* [THE TASK]:
Extract the lines that hold the string "components".

* [DATA EXCERPTS]:
BEGIN
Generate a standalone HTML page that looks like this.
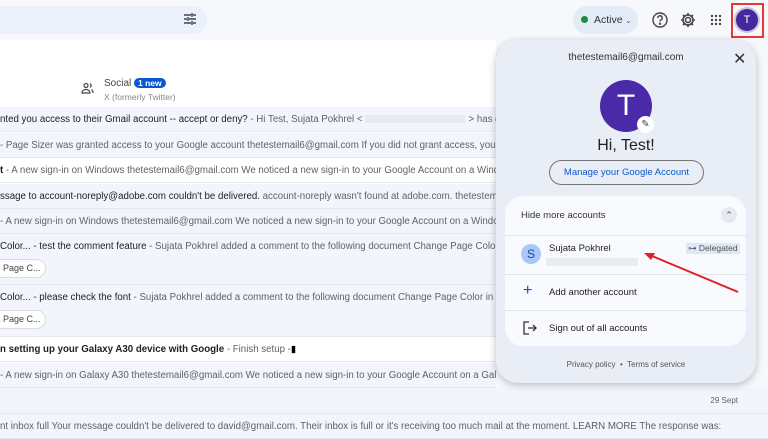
<!DOCTYPE html>
<html><head><meta charset="utf-8"><style>
*{box-sizing:border-box;margin:0;padding:0}
body{width:768px;height:432px;overflow:hidden;background:#f6f8fc;font-family:"Liberation Sans",sans-serif;position:relative;color:#444}
.abs{position:absolute}
.row{position:absolute;left:0;width:496px;height:25px;border-bottom:1px solid #e3e7ee;background:#f2f6fc;font-size:9.7px;line-height:26px;white-space:nowrap;overflow:hidden;color:#5f6368}
.row b{color:#202124;font-weight:normal}
.row.u{background:#fff}.row.u b{font-weight:bold}
.chip{position:absolute;left:-12px;border:1px solid #dadce0;border-radius:10px;height:19px;width:58px;font-size:9px;line-height:17px;padding-left:14px;color:#444;background:#fff}
.panel{position:absolute;left:496px;top:40px;width:260px;height:343px;background:#e9eef6;border-radius:22px;box-shadow:0 2px 8px rgba(0,0,0,.25)}
</style></head><body>
<div class="abs" style="left:-20px;top:6px;width:227px;height:28px;background:#eaf1fb;border-radius:14px"></div>
<svg class="abs" style="left:183px;top:12px" width="14" height="14" viewBox="0 0 14 14" stroke="#444" stroke-width="1.4"><path d="M1 3h7M10 3h3M9 1v4M1 7h3M6 7h7M5 5v4M1 11h7M10 11h3M9 9v4"/></svg>
<div class="abs" style="left:0;top:40px;width:496px;height:392px;background:#fff"></div>
<div class="abs" style="left:573px;top:6px;width:65px;height:28px;background:#e3ecf6;border-radius:14px;font-size:10.5px;line-height:28px;color:#333"><span style="display:inline-block;width:7px;height:7px;border-radius:50%;background:#1e8e3e;margin:0 6px 0 8px"></span>Active <span style="font-size:7px">⌄</span></div>
<svg class="abs" style="left:651px;top:11px" width="18" height="18" viewBox="0 0 18 18" fill="none" stroke="#444" stroke-width="1.4"><circle cx="9" cy="9" r="7"/><path d="M6.8 7a2.2 2.2 0 1 1 3 2c-.6.3-.8.7-.8 1.5"/><circle cx="9" cy="12.8" r=".5" fill="#444"/></svg>
<svg class="abs" style="left:679px;top:11px" width="18" height="18" viewBox="0 0 18 18" fill="none" stroke="#444" stroke-width="1.6"><circle cx="9" cy="9" r="2.5"/><path d="M9 2v2M9 14v2M2 9h2M14 9h2M4 4l1.4 1.4M12.6 12.6L14 14M4 14l1.4-1.4M12.6 5.4L14 4"/><circle cx="9" cy="9" r="5"/></svg>
<svg class="abs" style="left:710px;top:14px" width="12" height="12" viewBox="0 0 12 12" fill="#444"><circle cx="2" cy="2" r="1.2"/><circle cx="6" cy="2" r="1.2"/><circle cx="10" cy="2" r="1.2"/><circle cx="2" cy="6" r="1.2"/><circle cx="6" cy="6" r="1.2"/><circle cx="10" cy="6" r="1.2"/><circle cx="2" cy="10" r="1.2"/><circle cx="6" cy="10" r="1.2"/><circle cx="10" cy="10" r="1.2"/></svg>
<div class="abs" style="left:731px;top:3px;width:33px;height:35px;border:2px solid #e53935"></div>
<div class="abs" style="left:736px;top:9px;width:22px;height:22px;border-radius:50%;background:#4527a0;box-shadow:0 0 0 2px #c5c9d6;color:#fff;font-size:11px;text-align:center;line-height:22px">T</div>

<svg class="abs" style="left:81px;top:82px" width="13" height="12" viewBox="0 0 13 12" fill="none" stroke="#444" stroke-width="1.2"><circle cx="5" cy="3.5" r="2"/><path d="M1 11c0-2.5 2-3.5 4-3.5s4 1 4 3.5zM9 1.7a2 2 0 0 1 0 3.6M10.5 7.5c1 .5 1.5 1.5 1.5 3.5"/></svg>
<div class="abs" style="left:104px;top:78px;font-size:10px;color:#444">Social <span style="background:#0b57d0;color:#fff;border-radius:7px;padding:0 4px;font-size:8.5px;font-weight:bold">1 new</span></div>
<div class="abs" style="left:104px;top:92px;font-size:8.5px;color:#888">X (formerly Twitter)</div>

<div class="row" style="top:107px"><b>nted you access to their Gmail account -- accept or deny?</b> - Hi Test, Sujata Pokhrel &lt;<span style="display:inline-block;width:100px;height:8px;background:#e8eaee;vertical-align:middle;margin:0 3px"></span>&gt; has granted</div>
<div class="row" style="top:133px"><b></b>- Page Sizer was granted access to your Google account thetestemail6@gmail.com If you did not grant access, you should</div>
<div class="row u" style="top:158px"><b>t</b> - A new sign-in on Windows thetestemail6@gmail.com We noticed a new sign-in to your Google Account on a Windows de</div>
<div class="row" style="top:184px"><b>ssage to account-noreply@adobe.com couldn't be delivered.</b> account-noreply wasn't found at adobe.com. thetestemail6 c</div>
<div class="row" style="top:209px">- A new sign-in on Windows thetestemail6@gmail.com We noticed a new sign-in to your Google Account on a Windows de</div>
<div class="row" style="top:234px;height:51px"><b>Color... - test the comment feature</b> - Sujata Pokhrel added a comment to the following document Change Page Color in Go<div class="chip" style="top:25px">Page C...</div></div>
<div class="row" style="top:285px;height:52px"><b>Color... - please check the font</b> - Sujata Pokhrel added a comment to the following document Change Page Color in Google<div class="chip" style="top:25px">Page C...</div></div>
<div class="row u" style="top:337px"><b>n setting up your Galaxy A30 device with Google</b> - Finish setup -<span style="color:#000">▮</span></div>
<div class="row" style="top:363px">- A new sign-in on Galaxy A30 thetestemail6@gmail.com We noticed a new sign-in to your Google Account on a Galaxy A30</div>
<div class="row" style="top:388px;height:26px;width:768px"><span class="abs" style="right:30px;font-size:8px">29 Sept</span></div>
<div class="row" style="top:414px;width:768px;line-height:26px">nt inbox full Your message couldn't be delivered to david@gmail.com. Their inbox is full or it's receiving too much mail at the moment. LEARN MORE The response was:</div>

<div class="panel">
<div class="abs" style="left:0;width:260px;top:12px;text-align:center;font-size:10px;color:#333">thetestemail6@gmail.com</div>
<div class="abs" style="left:237px;top:9px;font-size:16px;color:#333">✕</div>
<div class="abs" style="left:104px;top:40px;width:52px;height:52px;border-radius:50%;background:#4a2aa8;color:#fff;font-size:30px;text-align:center;line-height:52px">T</div>
<div class="abs" style="left:141px;top:76px;width:17px;height:17px;border-radius:50%;background:#fff;font-size:10px;text-align:center;line-height:17px;color:#444">✎</div>
<div class="abs" style="left:0;width:260px;top:97px;text-align:center;font-size:16px;color:#222">Hi, Test!</div>
<div class="abs" style="left:53px;top:120px;width:155px;height:25px;border:1px solid #777;border-radius:13px;text-align:center;font-size:9.5px;line-height:23px;color:#0b57d0">Manage your Google Account</div>
<div class="abs" style="left:9px;top:156px;width:241px;height:150px;background:#f8fafd;border-radius:18px">
 <div class="abs" style="left:16px;top:14px;font-size:9.5px;color:#333">Hide more accounts</div>
 <div class="abs" style="left:216px;top:11px;width:16px;height:16px;border-radius:50%;background:#e6eaf0;text-align:center;font-size:9px;line-height:16px">⌃</div>
 <div class="abs" style="left:0;top:39px;width:241px;height:1px;background:#e0e4ea"></div>
 <div class="abs" style="left:16px;top:48px;width:20px;height:20px;border-radius:50%;background:#a8c7fa;color:#1a4a8a;text-align:center;line-height:20px;font-size:12px">S</div>
 <div class="abs" style="left:44px;top:47px;font-size:9.5px;color:#222">Sujata Pokhrel</div>
 <div class="abs" style="left:41px;top:62px;width:92px;height:8px;background:#e9ebee"></div>
 <div class="abs" style="left:181px;top:47px;background:#dfe8f6;font-size:8.5px;color:#555;padding:0 2px">⊶ Delegated</div>
 <div class="abs" style="left:0;top:78px;width:241px;height:1px;background:#e0e4ea"></div>
 <div class="abs" style="left:18px;top:86px;font-size:16px;color:#0b57d0">+</div>
 <div class="abs" style="left:44px;top:91px;font-size:9.5px;color:#222">Add another account</div>
 <div class="abs" style="left:0;top:114px;width:241px;height:1px;background:#e0e4ea"></div>
 <svg class="abs" style="left:18px;top:125px" width="14" height="14" viewBox="0 0 14 14" fill="none" stroke="#333" stroke-width="1.3"><path d="M6 1H1v12h5M5 7h8M10 4l3 3-3 3"/></svg>
 <div class="abs" style="left:44px;top:127px;font-size:9.5px;color:#222">Sign out of all accounts</div>
</div>
<div class="abs" style="left:0;width:260px;top:320px;text-align:center;font-size:8px;color:#555">Privacy policy &nbsp;•&nbsp; Terms of service</div>
</div>
<svg class="abs" style="left:0;top:0" width="768" height="432"><path d="M738 292L652 256" stroke="#e02020" stroke-width="2"/><path d="M644 253l11 0-4 7z" fill="#e02020"/></svg>
</body></html>
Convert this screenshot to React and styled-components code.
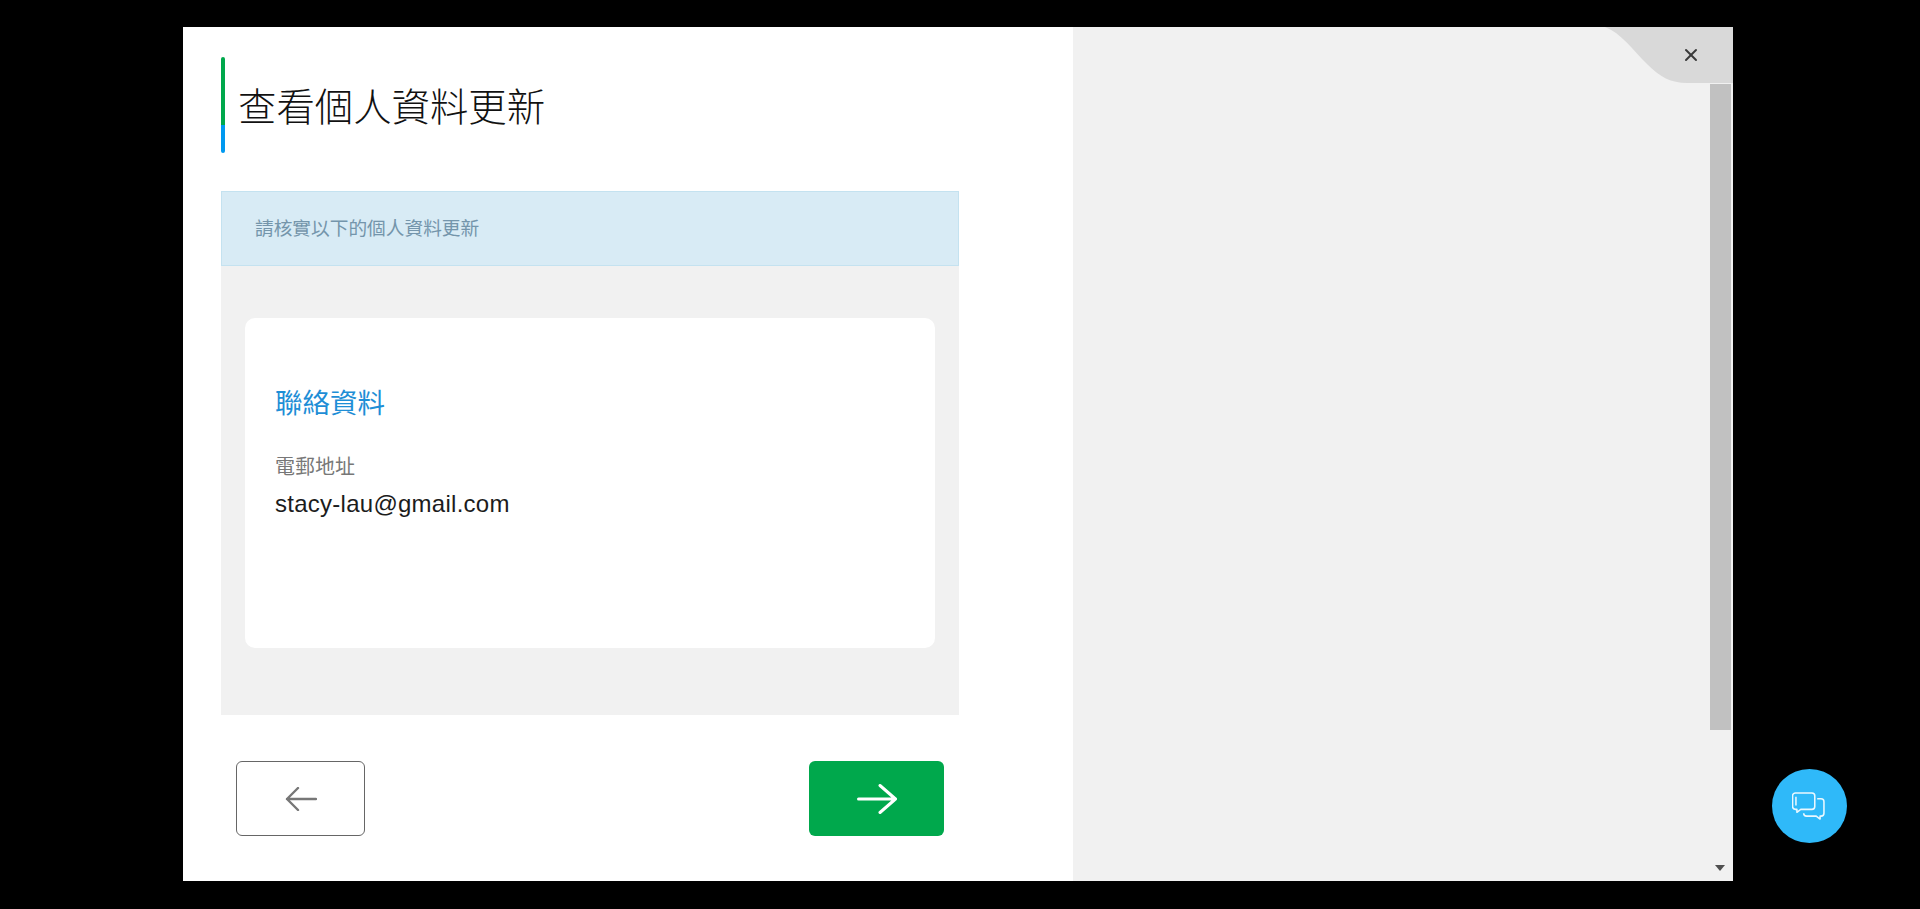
import styled, { createGlobalStyle } from 'styled-components';
import { X } from 'lucide-react';

const GlobalStyle = createGlobalStyle`
    html, body {
        margin: 0;
        padding: 0;
        height: 100%;
        background: #000;
        overflow: hidden;
        font-family: "Liberation Sans", "Noto Sans CJK TC", sans-serif;
    }
`;

const Overlay = styled.div`
    height: 909px;
    padding: 27px 187px 28px 183px;
    box-sizing: border-box;
    position: relative;
`;

const Modal = styled.div`
    height: 854px;
    display: flex;
    position: relative;
    background: #f1f1f1;
`;

const LeftPane = styled.main`
    width: 890px;
    background: #fff;
    padding: 30px 114px 0 38px;
    box-sizing: border-box;
`;

const RightPane = styled.aside`
    flex: 1;
    display: flex;
    justify-content: flex-end;
    padding-right: 2px;
`;

const TitleRow = styled.header`
    height: 96px;
    display: flex;
    align-items: center;
    padding: 0 0 3px 17px;
    box-sizing: border-box;
    position: relative;
    margin-bottom: 38px;
    &::before {
        content: "";
        position: absolute;
        left: 0;
        top: 0;
        width: 4px;
        height: 96px;
        border-radius: 2px;
        background: linear-gradient(#00a84c 0 68px, #0099f0 68px);
    }
`;

const Title = styled.h1`
    margin: 0;
    font-size: 38.4px;
    font-weight: 300;
    color: #111;
`;

const Notice = styled.div`
    height: 75px;
    box-sizing: border-box;
    background: #d8ebf5;
    border: 1px solid #c4e2f0;
    padding: 0 0 4px 33px;
    display: flex;
    align-items: center;
    font-size: 18.7px;
    color: #7495ab;
`;

const GreyPanel = styled.section`
    height: 449px;
    box-sizing: border-box;
    background: #f1f1f1;
    padding: 52px 24px 0;
`;

const Card = styled.div`
    height: 330px;
    box-sizing: border-box;
    background: #fff;
    border-radius: 10px;
    padding: 66px 30px 0;
`;

const CardTitle = styled.h2`
    margin: 0 0 28px;
    font-size: 27.5px;
    line-height: 40px;
    font-weight: 400;
    color: #1e8ed6;
`;

const FieldLabel = styled.div`
    font-size: 20px;
    line-height: 30px;
    color: #777;
`;

const FieldValue = styled.div`
    font-size: 24px;
    line-height: 44px;
    letter-spacing: 0.26px;
    color: #1c1c1c;
`;

const Actions = styled.div`
    display: flex;
    justify-content: space-between;
    padding: 46px 15px 0;
`;

const NavButton = styled.button`
    width: ${p => (p.$primary ? '135px' : '129px')};
    height: 75px;
    box-sizing: border-box;
    padding: 0;
    display: flex;
    align-items: center;
    justify-content: center;
    border-radius: 6px;
    border: ${p => (p.$primary ? 'none' : '1px solid #666')};
    background: ${p => (p.$primary ? '#00a84c' : '#fff')};
    color: ${p => (p.$primary ? '#fff' : '#777')};
`;

const Scrollbar = styled.div`
    width: 21px;
    position: relative;
`;

const Thumb = styled.div`
    height: 646px;
    margin-top: 57px;
    background: #c1c1c1;
`;

const ScrollArrow = styled.div`
    position: absolute;
    left: 5px;
    bottom: 10px;
    width: 0;
    height: 0;
    border-left: 5.5px solid transparent;
    border-right: 5.5px solid transparent;
    border-top: 6px solid #505050;
`;

const CloseCorner = styled.div`
    position: absolute;
    top: 0;
    right: 0;
    width: 128px;
    height: 56px;
    color: #3a3a3a;
    display: flex;
    align-items: center;
    justify-content: flex-end;
    padding-right: 32px;
    box-sizing: border-box;
    & > svg:first-child {
        position: absolute;
        inset: 0;
    }
    & > svg:last-child {
        position: relative;
    }
`;

const ChatButton = styled.button`
    position: absolute;
    left: 1772px;
    top: 769px;
    width: 75px;
    height: 74px;
    border-radius: 50%;
    border: none;
    padding: 0 2px 0 0;
    background: #2fb9f9;
    display: flex;
    align-items: center;
    justify-content: center;
`;

function ArrowLeft() {
    return (
        <svg width="32" height="24" viewBox="0 0 32 24" fill="none" stroke="currentColor" strokeWidth="2.4" strokeLinecap="round" strokeLinejoin="round">
            <path d="M31 12H2M13 1L2 12l11 11" />
        </svg>
    );
}

function ArrowRight() {
    return (
        <svg width="40" height="30" viewBox="0 0 40 30" fill="none" stroke="currentColor" strokeWidth="3" strokeLinecap="round" strokeLinejoin="round">
            <path d="M1.5 15h37M23 1.5L38.500 15 23 28.500" />
        </svg>
    );
}

function ChatIcon() {
    return (
        <svg width="33" height="28" viewBox="0 0 34 29" fill="none" stroke="#fff" strokeOpacity="0.9" strokeWidth="1.6" strokeLinejoin="round">
            <path d="M3.500 1h17a3 3 0 0 1 3 3v11a3 3 0 0 1-3 3H9l-4 3v-3H3.500a3 3 0 0 1-3-3V4a3 3 0 0 1 3-3z" />
            <path d="M26 7h4a3 3 0 0 1 3 3v12a3 3 0 0 1-3 3h-1v3l-4-3H15a3 3 0 0 1-3-3" />
            <path d="M4 5v9" />
        </svg>
    );
}

export default function App() {
    return (
        <>
            <GlobalStyle />
            <Overlay>
                <Modal>
                    <LeftPane>
                        <TitleRow>
                            <Title>查看個人資料更新</Title>
                        </TitleRow>
                        <Notice>請核實以下的個人資料更新</Notice>
                        <GreyPanel>
                            <Card>
                                <CardTitle>聯絡資料</CardTitle>
                                <FieldLabel>電郵地址</FieldLabel>
                                <FieldValue>stacy-lau@gmail.com</FieldValue>
                            </Card>
                        </GreyPanel>
                        <Actions>
                            <NavButton aria-label="back"><ArrowLeft /></NavButton>
                            <NavButton $primary aria-label="next"><ArrowRight /></NavButton>
                        </Actions>
                    </LeftPane>
                    <RightPane>
                        <Scrollbar>
                            <Thumb />
                            <ScrollArrow />
                        </Scrollbar>
                    </RightPane>
                    <CloseCorner>
                        <svg width="128" height="56" viewBox="0 0 128 56">
                            <path d="M0 0h128v56H82C66 56 55 50 42 37 28 23 16 6 0 0z" fill="#d9d9d9" />
                        </svg>
                        <X size={20} strokeWidth={2.4} />
                    </CloseCorner>
                </Modal>
                <ChatButton aria-label="chat"><ChatIcon /></ChatButton>
            </Overlay>
        </>
    );
}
END
* [ANSWER BELOW]:
Convert this screenshot to React and styled-components code.
import styled, { createGlobalStyle } from 'styled-components';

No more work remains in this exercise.